We are all inspired by someone to serve our nation, to join our Air Force or join our Space Force. We need to think about the Airmen of tomorrow and the Guardians of Tomorrow. We all have a responsibility to inspire the next generation. I believe that people only aspire to be what they see. Be seen, share your stories, be that inspiration.

In closing, within the infinite game, Simon Sinek uses a term “existential flexibility” to create an extreme disruption in strategy to advance. Said another way, over a hundred years ago by General Giulio Douhet, an Italian air power theorist, “victory smiles upon those who anticipate the change in the character of war, not upon those who wait to adapt themselves after the changes occur.” Today with the convergence of security challenges impacting current and future geo-strategic environments, change must continue.

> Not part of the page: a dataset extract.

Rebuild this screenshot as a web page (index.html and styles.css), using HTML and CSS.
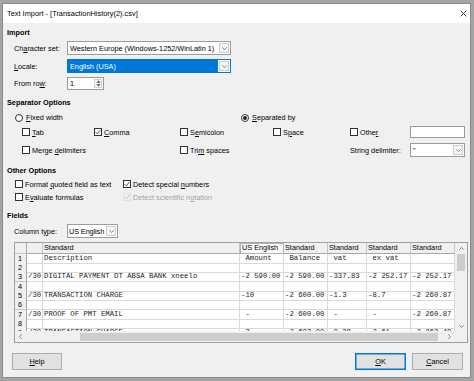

We changed before and we can do it again. We know air power is the answer and that we are the most capable, most respected air force in the world.

In my first AFA address as the chief, I said, “We can’t predict the future, but we can shape it.”

Change is a journey and the journey must continue to shape our future, to give the joint force, our allies and partners in America, the capabilities required to protect our security interests, to deter a future conflict, to be ready to win when the nation’s calls, and to execute our mission: fly, fight, and win. Airpower anytime, anywhere. Thank you.